Pour le moment, c’était le silence. Çà et là, quelque lecteur solitaire découvrait le poème, en était touché. Th. Vischer en écrivait à Keller, Keller à Storm ou à C. F. Meyer. L’ami de Spitteler, Widmann, s’évertuait à chercher une revue allemande qui acceptât un compte rendu. Mais en vain. Le public demeura sourd et la critique muette.

Il fallut reprendre une laborieuse existence de professeur de langues vivantes, à Berne d’abord, puis au collège de Neuveville, gagner sa vie « tant bien que mal, et plus mal que bien, et de mal en pis durant dix années. » Les vingt ans qui séparent le Prométhée du Printemps Olympien n’offrent plus une seule grande œuvre, mais uniquement le recueil fragmentaire des Extramundana, des nouvelles, de petits recueils de vers ou d’articles en prose. Ce n’est pas que Spitteler ait renoncé à suivre la voie qu’il a choisie et que lui prescrit une irrésistible vocation. Pas plus que Prométhée il n’a « maudit son âme » ou accepté de la travestir au goût public. Mais trente heures de classe par semaine laissent peu de loisir pour rédiger des œuvres de longue haleine. Spitteler a dit, dans la Personnalité du poète, comment l’insuccès d’une première œuvre trempe et tonifie les âmes fortes, mais ajoute à leur inspiration de l’amertume, de l’âpreté. Cette amertume et cette âpreté sont sensibles dans le pessimisme des Extramundana, dans la virulence des Paraboles littéraires, et jusque dans le sarcasme d’Imago. Mais pareilles à ces fleurs des Alpes qui égayent de leur vif coloris les plus sombres éboulis de roches, les mêmes années voient s’épanouir toute une guirlande d’idylles enfantines ou rustiques, les Ballades héroïques, et les ravissans recueils des Papillons et des Chants de Cloches.

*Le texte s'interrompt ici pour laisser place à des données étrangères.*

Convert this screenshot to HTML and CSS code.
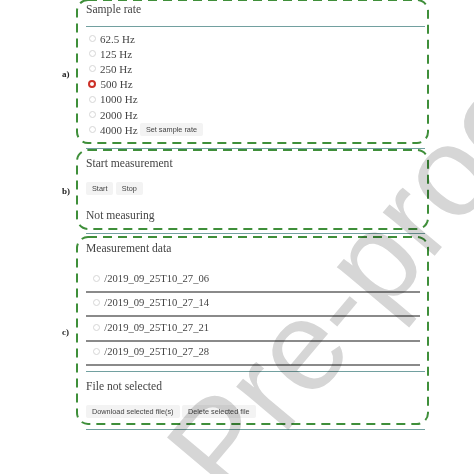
FILE: index.html
```html
<!DOCTYPE html>
<html>
<head>
<meta charset="utf-8">
<link rel="stylesheet" href="styles.css">
</head>
<body>
<div class="page">

  <div class="group">
    <div class="label">a)</div>
    <div class="content">
      <section class="card card-a">
        <div class="title title-ruled">Sample rate</div>
        <div class="radios">
          <div class="radio-row"><span class="radio"></span>62.5 Hz</div>
          <div class="radio-row"><span class="radio"></span>125 Hz</div>
          <div class="radio-row"><span class="radio"></span>250 Hz</div>
          <div class="radio-row"><span class="radio radio-on"></span>500 Hz</div>
          <div class="radio-row"><span class="radio"></span>1000 Hz</div>
          <div class="radio-row"><span class="radio"></span>2000 Hz</div>
          <div class="radio-row"><span class="radio"></span>4000 Hz<span class="btn btn-inline">Set sample rate</span></div>
        </div>
      </section>
    </div>
    <svg class="box box-a" width="353" height="146"><rect x="1" y="1" width="351" height="143" rx="11" ry="11"/></svg>
  </div>

  <div class="group">
    <div class="label">b)</div>
    <div class="content">
      <section class="card card-b">
        <div class="title">Start measurement</div>
        <div class="btns"><span class="btn">Start</span><span class="btn">Stop</span></div>
        <div class="title status">Not measuring</div>
      </section>
    </div>
    <svg class="box box-b" width="353" height="82"><rect x="1" y="1" width="351" height="79" rx="11" ry="11"/></svg>
  </div>

  <div class="group">
    <div class="label">c)</div>
    <div class="content">
      <section class="card card-c1">
        <div class="title">Measurement data</div>
        <div class="files">
          <div class="file-row"><span class="radio"></span>/2019_09_25T10_27_06</div>
          <div class="file-row"><span class="radio"></span>/2019_09_25T10_27_14</div>
          <div class="file-row"><span class="radio"></span>/2019_09_25T10_27_21</div>
          <div class="file-row"><span class="radio"></span>/2019_09_25T10_27_28</div>
        </div>
      </section>
      <section class="card card-c2">
        <div class="title">File not selected</div>
        <div class="btns"><span class="btn">Download selected file(s)</span><span class="btn">Delete selected file</span></div>
      </section>
    </div>
    <svg class="box box-c" width="353" height="190"><rect x="1" y="1" width="351" height="187" rx="11" ry="11"/></svg>
  </div>

  <div class="watermark">Journal Pre-proof</div>
</div>
</body>
</html>
```

FILE: styles.css
```css
html, body {
  margin: 0;
  padding: 0;
  background: #ffffff;
  overflow: hidden;
}

.page {
  position: relative;
  width: 474px;
  height: 474px;
  overflow: hidden;
  padding-left: 62px;
  box-sizing: border-box;
  font-family: "Liberation Serif", "Times New Roman", serif;
  color: #444444;
}

.group {
  position: relative;
  display: grid;
  grid-template-columns: 24px 339px;
}

.label {
  align-self: center;
  font-family: "Liberation Serif", serif;
  font-weight: bold;
  font-size: 9px;
  line-height: 10px;
  color: #222222;
}

.content {
  display: flex;
  flex-direction: column;
}

.card {
  border-bottom: 1px solid #72a0a0;
  display: flex;
  flex-direction: column;
}

.title {
  font-size: 11.6px;
  line-height: 14px;
  white-space: nowrap;
}

.title-ruled {
  padding: 3px 0 9px;
  border-bottom: 1px solid #72a0a0;
}

.radios {
  padding: 4px 0 10.6px;
}

.radio-row {
  display: flex;
  align-items: center;
  height: 15.2px;
  padding-left: 2.5px;
  font-size: 11px;
  white-space: nowrap;
}

.radio {
  display: inline-block;
  box-sizing: border-box;
  width: 7px;
  height: 7px;
  border: 1px solid #d6d6d6;
  border-radius: 50%;
  background: #ffffff;
  margin-right: 4.5px;
  flex: none;
}

.radio-on {
  width: 8px;
  height: 8px;
  margin-left: -0.5px;
  border: 2.4px solid #cc3128;
  background: #ffffff;
}

.btn {
  display: inline-flex;
  align-items: center;
  height: 13.3px;
  padding: 0 6px;
  background: #f3f3f3;
  border-radius: 2px;
  font-family: "Liberation Sans", Arial, sans-serif;
  font-size: 7.3px;
  color: #444444;
  white-space: nowrap;
}

.btn-inline {
  margin-left: 2.3px;
}

.btns {
  display: flex;
  gap: 2.4px;
  margin-top: 10.7px;
}

.card-b {
  padding: 8px 0 10px;
}

.status {
  margin-top: 14px;
}

.card-c1 {
  padding: 8px 0 4.4px;
}

.files {
  margin-top: 12.3px;
  margin-right: 5px;
}

.file-row {
  display: flex;
  align-items: center;
  height: 14px;
  padding: 3px 0 5.5px 6.5px;
  border-bottom: 2px solid #8a8a8a;
  font-size: 10.6px;
  white-space: nowrap;
}

.file-row .radio {
  margin-right: 4.8px;
}

.card-c2 {
  padding: 8.6px 0 10.7px;
}

.box {
  position: absolute;
  left: 14px;
  pointer-events: none;
}

.box rect {
  fill: none;
  stroke: #3f8f3a;
  stroke-width: 2;
  stroke-dasharray: 9 6;
}

.box-a { top: -1px; }
.box-b { top: 0; }
.box-c { top: 2px; }

.watermark {
  position: absolute;
  left: -65px;
  top: 851px;
  transform-origin: 0 0;
  transform: rotate(-50deg) translate(0, -108px);
  font-family: "Liberation Sans", Arial, sans-serif;
  font-size: 128px;
  line-height: 1;
  white-space: nowrap;
  color: #d6d6d6;
  mix-blend-mode: multiply;
  pointer-events: none;
}
```
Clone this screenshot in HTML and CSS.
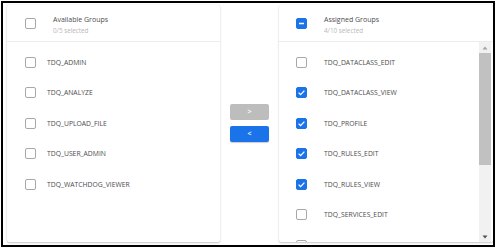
FILE: index.html
```html
<!DOCTYPE html>
<html>
<head>
<meta charset="utf-8">
<link rel="stylesheet" href="styles.css">
</head>
<body>
<div class="frame">
  <div class="card left">
    <div class="head">
      <span class="cb"></span>
      <div class="titles">
        <div class="title">Available Groups</div>
        <div class="sub">0/5 selected</div>
      </div>
    </div>
    <div class="list">
      <div class="row"><span class="cb"></span><span class="lbl">TDQ_ADMIN</span></div>
      <div class="row"><span class="cb"></span><span class="lbl">TDQ_ANALYZE</span></div>
      <div class="row"><span class="cb"></span><span class="lbl">TDQ_UPLOAD_FILE</span></div>
      <div class="row"><span class="cb"></span><span class="lbl">TDQ_USER_ADMIN</span></div>
      <div class="row"><span class="cb"></span><span class="lbl">TDQ_WATCHDOG_VIEWER</span></div>
    </div>
  </div>
  <div class="mid">
    <button class="btn off">&gt;</button>
    <button class="btn on">&lt;</button>
  </div>
  <div class="card right">
    <div class="head">
      <span class="cb ind"><svg viewBox="0 0 11 11" width="11" height="11"><path d="M3 5.5h5" stroke="#fff" stroke-width="1.4"/></svg></span>
      <div class="titles">
        <div class="title">Assigned Groups</div>
        <div class="sub">4/10 selected</div>
      </div>
    </div>
    <div class="body">
      <div class="list">
        <div class="row"><span class="cb"></span><span class="lbl">TDQ_DATACLASS_EDIT</span></div>
        <div class="row"><span class="cb on"><svg viewBox="0 0 11 11" width="11" height="11"><path d="M2.6 5.6l2 2 3.8-4" fill="none" stroke="#fff" stroke-width="1.3"/></svg></span><span class="lbl">TDQ_DATACLASS_VIEW</span></div>
        <div class="row"><span class="cb on"><svg viewBox="0 0 11 11" width="11" height="11"><path d="M2.6 5.6l2 2 3.8-4" fill="none" stroke="#fff" stroke-width="1.3"/></svg></span><span class="lbl">TDQ_PROFILE</span></div>
        <div class="row"><span class="cb on"><svg viewBox="0 0 11 11" width="11" height="11"><path d="M2.6 5.6l2 2 3.8-4" fill="none" stroke="#fff" stroke-width="1.3"/></svg></span><span class="lbl">TDQ_RULES_EDIT</span></div>
        <div class="row"><span class="cb on"><svg viewBox="0 0 11 11" width="11" height="11"><path d="M2.6 5.6l2 2 3.8-4" fill="none" stroke="#fff" stroke-width="1.3"/></svg></span><span class="lbl">TDQ_RULES_VIEW</span></div>
        <div class="row"><span class="cb"></span><span class="lbl">TDQ_SERVICES_EDIT</span></div>
        <div class="row"><span class="cb"></span><span class="lbl">TDQ_SERVICES_VIEW</span></div>
      </div>
      <div class="sbar">
        <div class="arrow"><svg viewBox="0 0 12 10" width="12" height="10"><path d="M3.5 6.5h5l-2.5-3z" fill="#a3a3a3"/></svg></div>
        <div class="track"><div class="thumb"></div></div>
        <div class="arrow"><svg viewBox="0 0 12 10" width="12" height="10"><path d="M3.5 3.5h5l-2.5 3z" fill="#505050"/></svg></div>
      </div>
    </div>
  </div>
</div>
</body>
</html>
```
FILE: styles.css
```css
* { box-sizing: border-box; }
html, body { margin: 0; padding: 0; background: #fff; }
body { font-family: "Open Sans", "Noto Sans", sans-serif; color: #4d4d4d; }
.frame {
  margin: 1px 0 0 1px;
  width: 494px;
  height: 246px;
  border: 2px solid #000;
  display: flex;
  padding: 2px 0 3px 4px;
  overflow: hidden;
}
.card {
  background: #fff;
  box-shadow: 0 1px 2px rgba(0,0,0,0.22), 0 0 1px rgba(0,0,0,0.12);
  border-radius: 2px;
  display: flex;
  flex-direction: column;
  overflow: hidden;
}
.left { width: 213px; }
.right { width: 214px; }
.mid {
  width: 59px;
  display: flex;
  flex-direction: column;
  align-items: center;
  justify-content: center;
  gap: 6px;
  padding-bottom: 1px;
}
.btn {
  width: 39px;
  height: 16px;
  border: none;
  border-radius: 2px;
  color: #fff;
  font: 600 7px "Open Sans", sans-serif;
  padding: 0;
  line-height: 16px;
}
.btn.off { background: #bdbdbd; }
.btn.on { background: #1a73e8; box-shadow: 0 1px 1px rgba(0,0,0,0.2); }
.head {
  height: 37px;
  flex: none;
  border-bottom: 1px solid #ececec;
  display: flex;
  align-items: flex-start;
  padding: 13px 0 0 18px;
}
.right .head { padding-left: 17px; }
.titles { margin-left: 17px; margin-top: -3px; }
.right .titles { margin-left: 17px; }
.title { font-size: 7px; line-height: 10px; color: #4d4d4d; }
.sub { font-size: 6.3px; line-height: 9px; color: #b8b8b8; margin-top: 1px; }
.cb {
  width: 11px;
  height: 11px;
  flex: none;
  border: 1px solid #a8a8a8;
  border-radius: 2px;
  background: #fff;
  display: block;
}
.cb svg { display: block; margin: -1px; }
.cb.on, .cb.ind { background: #1a73e8; border-color: #1a73e8; }
.list { padding-top: 5px; flex: 1; overflow: hidden; }
.row {
  height: 30.5px;
  display: flex;
  align-items: center;
  padding-left: 18px;
}
.right .row { padding-left: 17px; }
.lbl { margin-left: 11px; font-size: 6.8px; color: #4d4d4d; }
.right .lbl { margin-left: 17px; }
.body { flex: 1; display: flex; min-height: 0; }
.sbar {
  width: 12px;
  flex: none;
  background: #f1f1f1;
  display: flex;
  flex-direction: column;
  margin-right: 2px;
}
.arrow { height: 11px; flex: none; display: flex; align-items: center; justify-content: center; }
.arrow svg { display: block; }
.track { flex: 1; }
.thumb { height: 112px; background: #c1c1c1; }
```
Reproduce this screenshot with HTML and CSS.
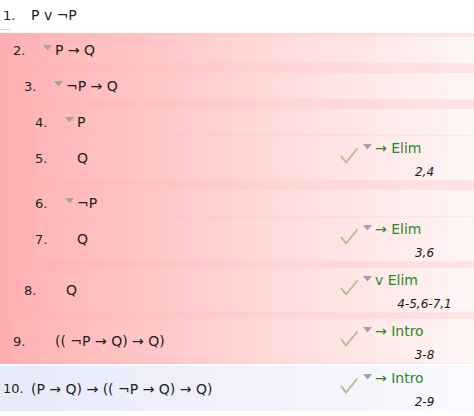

Les Extramundana (1883) sont un témoignage du découragement qui a saisi l’auteur après l’échec de son Prométhée. Sept poèmes « cosmiques » composent le recueil, sept fragmens seuls sauvés du naufrage parmi la soixantaine de plans ébauchés. Dans ces poèmes qui ont pour sujet la création du monde

  1. Spitteler, Meine Beziehungen su Nietzsche. Munich 1908.